Re: [isabelle] about longer computation syntax sugar



Dear Liu Jian,

> When you simply change it as following, a error occurs.
> 
>   range :: "index => seed => index => seed"
> where
>   "range k = (do
>      v <- range_aux (log 2147483561 k) 1;
>      if True return (v mod k) else return (v mod k)
>    done)"

The reason for this failure is the HOL if syntax: it demands a "then",
an in most cases has to be put in brackets:

>   "range k = (do
>      v <- range_aux (log 2147483561 k) 1;
>      (if True then return (v mod k) else return (v mod k))
>    done)"

> what's the meaning of following lines.
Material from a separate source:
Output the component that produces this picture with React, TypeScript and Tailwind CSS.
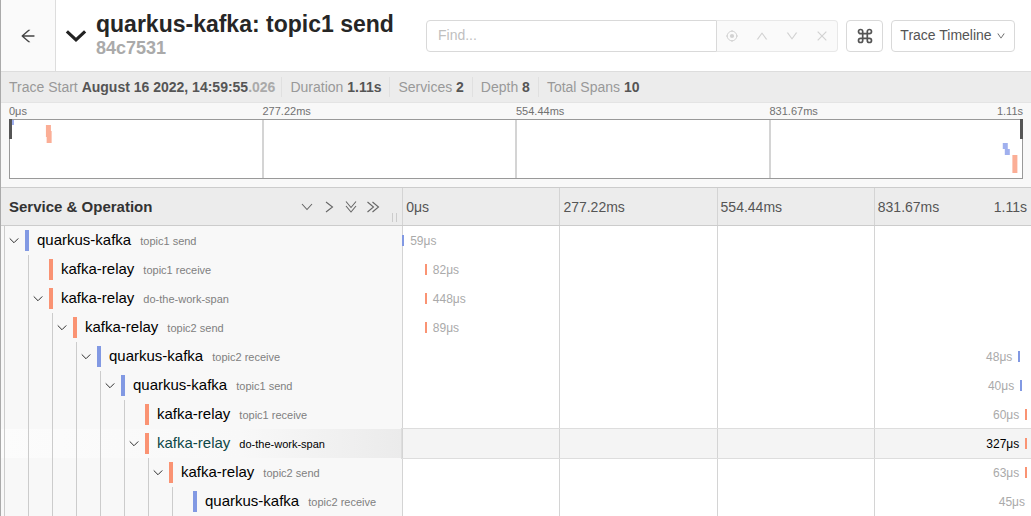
import React from "react";
import { AiOutlineArrowLeft, AiOutlineClose, AiOutlineDown, AiOutlineUp } from "react-icons/ai";

type Service = "quarkus-kafka" | "kafka-relay";

interface Span {
  service: Service;
  operation: string;
  depth: number;
  leaf?: boolean;
  duration: string;
  /** Start of the span as a percentage of the trace. */
  start: number;
  side: "left" | "right";
  active?: boolean;
}

const SPANS: Span[] = [
  { service: "quarkus-kafka", operation: "topic1 send", depth: 0, duration: "59μs", start: 0, side: "right" },
  { service: "kafka-relay", operation: "topic1 receive", depth: 1, leaf: true, duration: "82μs", start: 3.6, side: "right" },
  { service: "kafka-relay", operation: "do-the-work-span", depth: 1, duration: "448μs", start: 3.6, side: "right" },
  { service: "kafka-relay", operation: "topic2 send", depth: 2, duration: "89μs", start: 3.6, side: "right" },
  { service: "quarkus-kafka", operation: "topic2 receive", depth: 3, duration: "48μs", start: 98, side: "left" },
  { service: "quarkus-kafka", operation: "topic1 send", depth: 4, duration: "40μs", start: 98.3, side: "left" },
  { service: "kafka-relay", operation: "topic1 receive", depth: 5, leaf: true, duration: "60μs", start: 99.1, side: "left" },
  { service: "kafka-relay", operation: "do-the-work-span", depth: 5, duration: "327μs", start: 99.1, side: "left", active: true },
  { service: "kafka-relay", operation: "topic2 send", depth: 6, duration: "63μs", start: 99.1, side: "left" },
  { service: "quarkus-kafka", operation: "topic2 receive", depth: 7, leaf: true, duration: "45μs", start: 100, side: "left" },
];

const TICKS = ["0μs", "277.22ms", "554.44ms", "831.67ms"];
const barColor = (s: Service) => (s === "quarkus-kafka" ? "bg-[#8299e3]" : "bg-[#fa9373]");

function LineIcon({ d, className, width = 1.1 }: { d: string; className: string; width?: number }) {
  return (
    <svg viewBox="0 0 14 14" className={className} fill="none" stroke="currentColor" strokeWidth={width} aria-hidden="true">
      <path d={d} />
    </svg>
  );
}

function LocateIcon() {
  return (
    <svg viewBox="0 0 14 14" className="size-3.5" fill="none" stroke="currentColor" aria-hidden="true">
      <circle cx="7" cy="7" r="4.8" />
      <circle cx="7" cy="7" r="2.1" fill="currentColor" stroke="none" />
      <path d="M7 1v1.6M7 11.4V13M1 7h1.6M11.4 7H13" />
    </svg>
  );
}

function CommandIcon() {
  return (
    <svg viewBox="0 0 16 16" className="size-4" fill="none" stroke="currentColor" strokeWidth="1.7" aria-hidden="true">
      <path d="M5.7 5.7h4.6v4.6H5.7zM5.7 5.7H3.6a2.1 2.1 0 1 1 2.1-2.1zM10.3 5.7V3.6a2.1 2.1 0 1 1 2.1 2.1zM10.3 10.3h2.1a2.1 2.1 0 1 1-2.1 2.1zM5.7 10.3v2.1a2.1 2.1 0 1 1-2.1-2.1z" />
    </svg>
  );
}

function PageHeader() {
  return (
    <header className="flex h-[72px] items-stretch border-b border-[#dddddd] bg-white">
      <a href="#search" aria-label="Back to search" className="flex w-[55px] shrink-0 items-center justify-center border-r border-[#dddddd] bg-[#fafafa] text-[#444444]">
        <AiOutlineArrowLeft className="size-[18px]" />
      </a>
      <button type="button" aria-label="Toggle trace summary" className="flex w-10 shrink-0 items-center justify-center text-[#222222]">
        <LineIcon d="M1.2 4L7 9.5 12.8 4" className="size-[22px]" width={2} />
      </button>
      <div className="min-w-0 flex-1 pt-2">
        <h1 className="truncate text-[23px] leading-8 font-bold text-[#262626]">quarkus-kafka: topic1 send</h1>
        <p className="text-[18px] leading-4 font-bold text-[#aaaaaa]">84c7531</p>
      </div>
      <div className="flex shrink-0 items-center gap-2 pr-4 text-[14px] text-[#555555]">
        <div className="flex h-8">
          <input type="text" aria-label="Find" placeholder="Find..." className="w-[291px] rounded-l border border-[#d9d9d9] bg-white px-[11px] outline-none placeholder:text-[#bfbfbf]" />
          <div className="flex items-center rounded-r border border-l-0 border-[#e8e8e8] bg-[#fafafa] text-[#d2d2d2]">
            <button type="button" aria-label="Locate match" disabled className="flex w-[30px] justify-center"><LocateIcon /></button>
            <button type="button" aria-label="Previous match" disabled className="flex w-[30px] justify-center"><AiOutlineUp className="size-3.5" /></button>
            <button type="button" aria-label="Next match" disabled className="flex w-[30px] justify-center"><AiOutlineDown className="size-3.5" /></button>
            <button type="button" aria-label="Clear search" disabled className="flex w-[30px] justify-center"><AiOutlineClose className="size-3.5" /></button>
          </div>
        </div>
        <button type="button" aria-label="Keyboard shortcuts" className="flex h-8 w-[37px] items-center justify-center rounded border border-[#d9d9d9]">
          <CommandIcon />
        </button>
        <button type="button" className="flex h-8 w-[124px] items-center justify-center gap-1 rounded border border-[#d9d9d9] whitespace-nowrap">
          Trace Timeline
          <AiOutlineDown className="size-2.5" />
        </button>
      </div>
    </header>
  );
}

function Summary() {
  const items = [["Duration", "1.11s"], ["Services", "2"], ["Depth", "8"], ["Total Spans", "10"]];
  return (
    <ul className="flex h-[31px] items-center border-b border-[#e4e4e4] bg-[#ececec] px-2 text-[14px] leading-5 whitespace-nowrap text-[#999999]">
      <li className="pr-1.5">
        Trace Start <strong className="text-[#555555]">August 16 2022, 14:59:55<span className="text-[#aaaaaa]">.026</span></strong>
      </li>
      {items.map(([label, value]) => (
        <li key={label} className="border-l border-[#e0e0e0] px-2">
          {label} <strong className="text-[#555555]">{value}</strong>
        </li>
      ))}
    </ul>
  );
}

function MiniMap() {
  return (
    <section aria-label="Trace overview" className="border-b border-[#cccccc] bg-[#f8f8f8] px-2 pb-2">
      <div className="flex h-4 text-[11px] leading-4 text-[#717171]">
        {TICKS.map((t, i) => (
          <span key={t} className="flex flex-1 justify-between">
            {t}
            {i === 3 && <span>1.11s</span>}
          </span>
        ))}
      </div>
      <div className="relative flex h-[60px] border border-[#999999] bg-white">
        {TICKS.map((t, i) => (
          <div key={t} className={i < 3 ? "flex-1 border-r-2 border-[#d4d4d4]" : "flex-1"} />
        ))}
        <svg className="absolute inset-0 size-full" aria-hidden="true">
          <rect x="0" width="4" height="5" fill="#a0b0ee" />
          <rect x="3.55%" y="5" width="5" height="12" fill="#fbae96" />
          <rect x="3.62%" y="11" width="5" height="12" fill="#fbae96" />
          <rect x="98.1%" y="23" width="5" height="6" fill="#a0b0ee" />
          <rect x="98.3%" y="29" width="5" height="6" fill="#a0b0ee" />
          <rect x="99.05%" y="35" width="5" height="18" fill="#fbae96" />
        </svg>
        <span className="absolute -top-px -left-px h-5 w-[3px] bg-[#555555]" />
        <span className="absolute -top-px -right-px h-5 w-[3px] bg-[#555555]" />
      </div>
    </section>
  );
}

function TimelineHeader() {
  return (
    <div className="flex h-[38px] border-b border-[#cccccc] bg-[#ececec]">
      <div className="flex w-[38.95%] shrink-0 items-center pl-2">
        <h2 className="flex-1 pt-0.5 text-[15px] font-bold text-[#333333]">Service &amp; Operation</h2>
        <div className="flex gap-2 text-[#666666]">
          <button type="button" aria-label="Expand one level"><LineIcon d="M2 4l5 5.5L12 4" className="size-3.5" /></button>
          <button type="button" aria-label="Collapse one level"><LineIcon d="M4 2l6.5 5L4 12" className="size-3.5" /></button>
          <button type="button" aria-label="Expand all"><LineIcon d="M2 1.5l5 6 5-6M2 6l5 6 5-6" className="size-3.5" /></button>
          <button type="button" aria-label="Collapse all"><LineIcon d="M1.5 2l6 5-6 5M6.5 2l6 5-6 5" className="size-3.5" /></button>
        </div>
        <span className="mr-[5px] mb-[3px] ml-3 h-[9px] w-[5px] self-end border-x border-[#cccccc]" />
      </div>
      <div className="flex flex-1 text-[14px] text-[#555555]">
        {TICKS.map((t, i) => (
          <div key={t} className="flex flex-1 items-center justify-between border-l border-[#d4d4d4] pt-0.5 pr-1 pl-[3px]">
            <span>{t}</span>
            {i === 3 && <span>1.11s</span>}
          </div>
        ))}
      </div>
    </div>
  );
}

function SpanRow({ span }: { span: Span }) {
  const { active } = span;
  return (
    <div className="flex h-[29px]">
      <div className={`flex w-[38.95%] shrink-0 overflow-hidden whitespace-nowrap ${active ? "bg-linear-to-r from-[#fcfcfc] from-0% via-[#f8f8f8] via-60% to-[#ebebeb]" : "bg-[#f8f8f8]"}`}>
        <div className="flex shrink-0 pl-[3px]">
          {Array.from({ length: span.depth + 1 }, (_, i) => (
            <span key={i} className="flex w-6 items-center border-l border-[#cccccc]">
              {i === span.depth && !span.leaf && (
                <button type="button" aria-label={`Collapse ${span.service}`} className="flex w-[18px] justify-center text-[#222222]">
                  <LineIcon d="M2 4l5 5 5-5" className="size-3" />
                </button>
              )}
            </span>
          ))}
        </div>
        <a href="#span" className="my-1 -ml-[3px] flex items-stretch">
          <span className={`w-1 ${barColor(span.service)}`} />
          <span className={`pl-2 text-[15px] leading-5 ${active ? "text-[#0d4747]" : "text-black"}`}>
            {span.service}
            <small className={`ml-[9px] text-[11px] ${active ? "text-black" : "text-[#808080]"}`}>{span.operation}</small>
          </span>
        </a>
      </div>
      <div className={`relative flex flex-1 ${active ? "z-10 bg-[#f4f4f4] outline outline-[#dddddd]" : "bg-white"}`}>
        {TICKS.map((t) => (
          <div key={t} className="flex-1 border-l border-[#d4d4d4]" />
        ))}
        <div
          className={`absolute inset-y-0 flex items-center text-[12px] ${active ? "text-black" : "text-[#aaaaaa]"} ${span.side === "left" ? "flex-row-reverse" : ""}`}
          style={span.side === "right" ? { left: `${span.start}%` } : { right: `${Math.max(0, 99.7 - span.start)}%` }}
        >
          {span.start < 100 && <span className={`h-[11px] w-0.5 ${barColor(span.service)}`} />}
          <span className="px-1.5">{span.duration}</span>
        </div>
      </div>
    </div>
  );
}

export default function App() {
  return (
    <main className="h-screen overflow-hidden border-l border-[#aaaaaa] bg-white font-['Liberation_Sans',Arial,sans-serif]">
      <PageHeader />
      <Summary />
      <MiniMap />
      <TimelineHeader />
      {SPANS.map((s, i) => (
        <SpanRow key={i} span={s} />
      ))}
    </main>
  );
}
Here, I can not understand the
> meaning of "CONST" and the difference between "=>" and "==" in a
> translation
> 
> translations
>   "_do f" => "CONST run f"

The "CONST" is a technical detail - for historical reasons, there are
two syntactic classes of constants: constants which are represented with
their proper qualified names in the syntax layer ("authentic constants")
and constants which are represented just by their base name
("non-authentic constants").  New-style definition tools (definition,
inductive, function, primrec with new "where"-syntax ...) yield
authentic constants, whereas older devices do not (consts, constdefs,
...).  The "CONST" marker states that "run" is an authentic constant.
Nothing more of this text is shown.